The plan, as approved by the Bankruptcy Court, does not seem to even come close to making a good faith attempt to comply with the spirit of Chapter 13. If, on remand, the Bankruptcy Court should determine that the Debtors' plan provides (as it appears to) a substantial bi-monthly surplus, then the Bankruptcy Court should not confirm the plan until a significant portion of such surplus has been dedicated as a dividend for unsecured creditors. It appears to this Court that the good faith requirement of § 1325(a) requires no less. Given the facts in the present record, it does not appear that the payment to unsecured creditors of $20 every two months out of an apparent surplus of $1,000 can represent good faith.

Upon reviewing the entire record in this case, this Court is left with a definite and firm conviction that the Court below has committed mistake in confirming the Chapter 13 plan of the Debtors' herein. Therefore, this Court will issue its Order reversing the Bankruptcy Court and this matter will be remanded for further proceedings not inconsistent with this Opinion.

On remand the Bankruptcy Court should make specific findings regarding the reliability of the budget submitted by the Debtors. Such a determination will avoid the inconsistencies that seem to appear in the court's rulings during the last confirmation hearing.[2]

NOTES

[1] On page 1325-2, 3 of the Collier Bankruptcy Manual, footnote 7 sets out the primary differences between a Chapter 7 liquidation and a Chapter 13 proceeding:

"The benefits of Chapter 13 as opposed to Chapter 7 include: (1) all debts except long term debts, tax debts, alimony, support and maintenance, and post petition debts are dischargeable (see 11 U.S.C. §§ 523(a), 1328(a)); (2) a prior discharge is no bar to Chapter 13 relief; (3) unsecured creditors may not vote on a plan (notwithstanding the requirements of section 1325(a)); (4) the debtor can pay attorney's fees and court fees through the plan without an advance payment; (5) the debtor has the right to pay secured creditors the value of the collateral and retain the property (see 11 U.S.C. § 1325(a)(5)); (6) the codebtor is granted protection against creditor pressure (see 11 U.S.C. § 1301(a)); and (7) there is no limit to the number of Chapter 13 discharges that a debtor may receive (see 11 U.S.C. § 1328)."

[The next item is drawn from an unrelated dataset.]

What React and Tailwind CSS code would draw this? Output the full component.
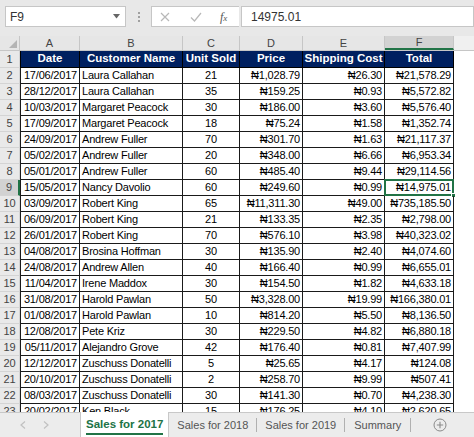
import React from "react";

const cols = [
  { key: "A", w: "w-[60px]", align: "justify-end" },
  { key: "B", w: "w-[103px]", align: "justify-start" },
  { key: "C", w: "w-[57px]", align: "justify-center" },
  { key: "D", w: "w-[63px]", align: "justify-end" },
  { key: "E", w: "w-[82px]", align: "justify-end" },
  { key: "F", w: "w-[69px]", align: "justify-end" },
];

const header = ["Date", "Customer Name", "Unit Sold", "Price", "Shipping Cost", "Total"];

const rows = [
  ["17/06/2017", "Laura Callahan", "21", "₦1,028.79", "₦26.30", "₦21,578.29"],
  ["28/12/2017", "Laura Callahan", "35", "₦159.25", "₦0.93", "₦5,572.82"],
  ["10/03/2017", "Margaret Peacock", "30", "₦186.00", "₦3.60", "₦5,576.40"],
  ["17/09/2017", "Margaret Peacock", "18", "₦75.24", "₦1.58", "₦1,352.74"],
  ["24/09/2017", "Andrew Fuller", "70", "₦301.70", "₦1.63", "₦21,117.37"],
  ["05/02/2017", "Andrew Fuller", "20", "₦348.00", "₦6.66", "₦6,953.34"],
  ["05/01/2017", "Andrew Fuller", "60", "₦485.40", "₦9.44", "₦29,114.56"],
  ["15/05/2017", "Nancy Davolio", "60", "₦249.60", "₦0.99", "₦14,975.01"],
  ["03/09/2017", "Robert King", "65", "₦11,311.30", "₦49.00", "₦735,185.50"],
  ["06/09/2017", "Robert King", "21", "₦133.35", "₦2.35", "₦2,798.00"],
  ["26/01/2017", "Robert King", "70", "₦576.10", "₦3.98", "₦40,323.02"],
  ["04/08/2017", "Brosina Hoffman", "30", "₦135.90", "₦2.40", "₦4,074.60"],
  ["24/08/2017", "Andrew Allen", "40", "₦166.40", "₦0.99", "₦6,655.01"],
  ["11/04/2017", "Irene Maddox", "30", "₦154.50", "₦1.82", "₦4,633.18"],
  ["31/08/2017", "Harold Pawlan", "50", "₦3,328.00", "₦19.99", "₦166,380.01"],
  ["01/08/2017", "Harold Pawlan", "10", "₦814.20", "₦5.50", "₦8,136.50"],
  ["12/08/2017", "Pete Kriz", "30", "₦229.50", "₦4.82", "₦6,880.18"],
  ["05/11/2017", "Alejandro Grove", "42", "₦176.40", "₦0.81", "₦7,407.99"],
  ["12/12/2017", "Zuschuss Donatelli", "5", "₦25.65", "₦4.17", "₦124.08"],
  ["20/10/2017", "Zuschuss Donatelli", "2", "₦258.70", "₦9.99", "₦507.41"],
  ["08/03/2017", "Zuschuss Donatelli", "30", "₦141.30", "₦0.70", "₦4,238.30"],
  ["20/02/2017", "Ken Black", "15", "₦176.25", "₦4.10", "₦2,620.65"],
];

function RowNum({ n, active, tall }) {
  return (
    <div
      className={`w-[20px] shrink-0 flex items-center justify-center border-b border-r border-[#d4d4d4] ${
        active ? "bg-[#d2d2d2] border-r-2 border-r-[#217346]" : "bg-[#e9e9e9]"
      } ${tall ? "h-[17px]" : "h-[16px]"} text-[#444]`}
    >
      {n}
    </div>
  );
}

export default function App() {
  return (
    <div
      className="w-[474px] h-[437px] overflow-hidden bg-white flex flex-col text-[11px] text-black"
      style={{ fontFamily: '"Liberation Sans", Arial, sans-serif' }}
    >
      {/* formula bar */}
      <div className="h-[36px] shrink-0 bg-[#e8e8e8] flex items-start pt-[6px] pl-[5px]">
        <div className="w-[121px] h-[21px] bg-white border border-[#c6c6c6] flex items-center pl-[4px] pr-[5px] text-[#333] text-[12px]">
          <span className="flex-1">F9</span>
          <svg width="7" height="5" viewBox="0 0 7 5">
            <path d="M0 0h7L3.5 4.5z" fill="#666" />
          </svg>
        </div>
        <div className="w-[25px] h-[21px] flex flex-col items-center justify-center gap-[2px]">
          <span className="w-[2px] h-[2px] bg-[#a0a0a0]" />
          <span className="w-[2px] h-[2px] bg-[#a0a0a0]" />
          <span className="w-[2px] h-[2px] bg-[#a0a0a0]" />
        </div>
        <div className="w-[88px] h-[21px] bg-white border border-r-0 border-[#c6c6c6] flex items-center">
          <svg className="ml-[8px]" width="10" height="10" viewBox="0 0 10 10">
            <path d="M1 1l8 8M9 1l-8 8" stroke="#b8b8b8" strokeWidth="1.2" />
          </svg>
          <svg className="ml-[20px]" width="12" height="10" viewBox="0 0 12 10">
            <path d="M1 5.5l3.5 3.5L11 1" stroke="#b8b8b8" strokeWidth="1.2" fill="none" />
          </svg>
          <span
            className="ml-[18px] italic text-[#555] text-[12px]"
            style={{ fontFamily: '"Liberation Serif", serif' }}
          >
            f<span className="text-[9px]">x</span>
          </span>
        </div>
        <div className="flex-1 h-[21px] bg-white border border-[#c6c6c6] ml-[2px] flex items-center pl-[9px] text-[12px] text-[#333]">
          14975.01
        </div>
      </div>

      {/* column headers */}
      <div className="h-[15px] shrink-0 flex bg-[#e6e6e6] text-[#444] border-b border-[#c6c6c6]">
        <div className="w-[20px] shrink-0 relative border-r border-[#c6c6c6]">
          <svg className="absolute right-[2px] bottom-[2px]" width="8" height="8" viewBox="0 0 8 8">
            <path d="M8 0v8H0z" fill="#b4b4b4" />
          </svg>
        </div>
        {cols.map((c) => (
          <div
            key={c.key}
            className={`${c.w} shrink-0 flex items-center justify-center border-r border-[#c6c6c6] ${
              c.key === "F" ? "bg-[#d2d2d2] border-b-2 border-b-[#217346]" : ""
            }`}
          >
            {c.key}
          </div>
        ))}
        <div className="flex-1 bg-[#f0f0f0]" />
      </div>

      {/* grid */}
      <div className="flex-1 overflow-hidden">
        <div className="flex">
          <RowNum n={1} tall />
          {header.map((h, i) => (
            <div
              key={h}
              className={`${cols[i].w} shrink-0 h-[17px] bg-[#002060] text-white font-bold text-[11.5px] flex items-center justify-center border-r border-b border-black ${
                i === 0 ? "border-l" : ""
              }`}
            >
              {h}
            </div>
          ))}
        </div>
        {rows.map((r, ri) => {
          const n = ri + 2;
          return (
            <div key={n} className="flex">
              <RowNum n={n} active={n === 9} />
              {r.map((v, i) => (
                <div
                  key={i}
                  className={`${cols[i].w} ${cols[i].align} shrink-0 h-[16px] flex items-center px-[2px] whitespace-nowrap tracking-[-0.2px] border-r border-b border-[#1a1a1a] relative ${
                    i === 0 ? "border-l" : ""
                  }`}
                >
                  {v}
                  {n === 9 && i === 5 && (
                    <>
                      <span className="absolute -left-px -top-px -right-px -bottom-px border-2 border-[#217346]" />
                      <span className="absolute -right-[3px] -bottom-[3px] w-[5px] h-[5px] bg-[#217346] border border-white" />
                    </>
                  )}
                </div>
              ))}
            </div>
          );
        })}
      </div>

      {/* sheet tabs */}
      <div className="h-[25px] shrink-0 bg-[#ececec] border-t border-[#c8c8c8] flex items-stretch text-[11px] text-[#555]">
        <div className="w-[80px] shrink-0 flex items-center pl-[20px] gap-[17px]">
          <svg width="6" height="8" viewBox="0 0 6 8">
            <path d="M5 0.5L1 4l4 3.5" stroke="#c0c0c0" strokeWidth="1.2" fill="none" />
          </svg>
          <svg width="6" height="8" viewBox="0 0 6 8">
            <path d="M1 0.5L5 4 1 7.5" stroke="#c0c0c0" strokeWidth="1.2" fill="none" />
          </svg>
        </div>
        <div className="-mt-px bg-white border-x border-[#c8c8c8] px-[5px] flex items-center">
          <span className="font-bold text-[11.5px] text-[#217346] border-b-2 border-[#217346] leading-[18px]">
            Sales for 2017
          </span>
        </div>
        <div className="px-[8px] flex items-center">Sales for 2018</div>
        <span className="w-px h-[14px] bg-[#b0b0b0] self-center" />
        <div className="px-[8px] flex items-center">Sales for 2019</div>
        <span className="w-px h-[14px] bg-[#b0b0b0] self-center" />
        <div className="px-[9px] flex items-center">Summary</div>
        <span className="w-px h-[14px] bg-[#b0b0b0] self-center" />
        <div className="flex-1 flex items-center justify-center pr-[6px]">
          <svg width="14" height="14" viewBox="0 0 14 14">
            <circle cx="7" cy="7" r="6" stroke="#8a8a8a" strokeWidth="1" fill="none" />
            <path d="M7 3.8v6.4M3.8 7h6.4" stroke="#8a8a8a" strokeWidth="1.1" />
          </svg>
        </div>
      </div>
    </div>
  );
}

[2] In the last confirmation hearing the Bankruptcy Court found that the allegation of Green's Moving & Storage, Inc. was speculative. Because the objections raised by Green's were based on the same budget that was apparently adopted by the Trustee, this Court is left to wonder if the Bankruptcy Court also implied that the recommendations of the Trustee were speculative.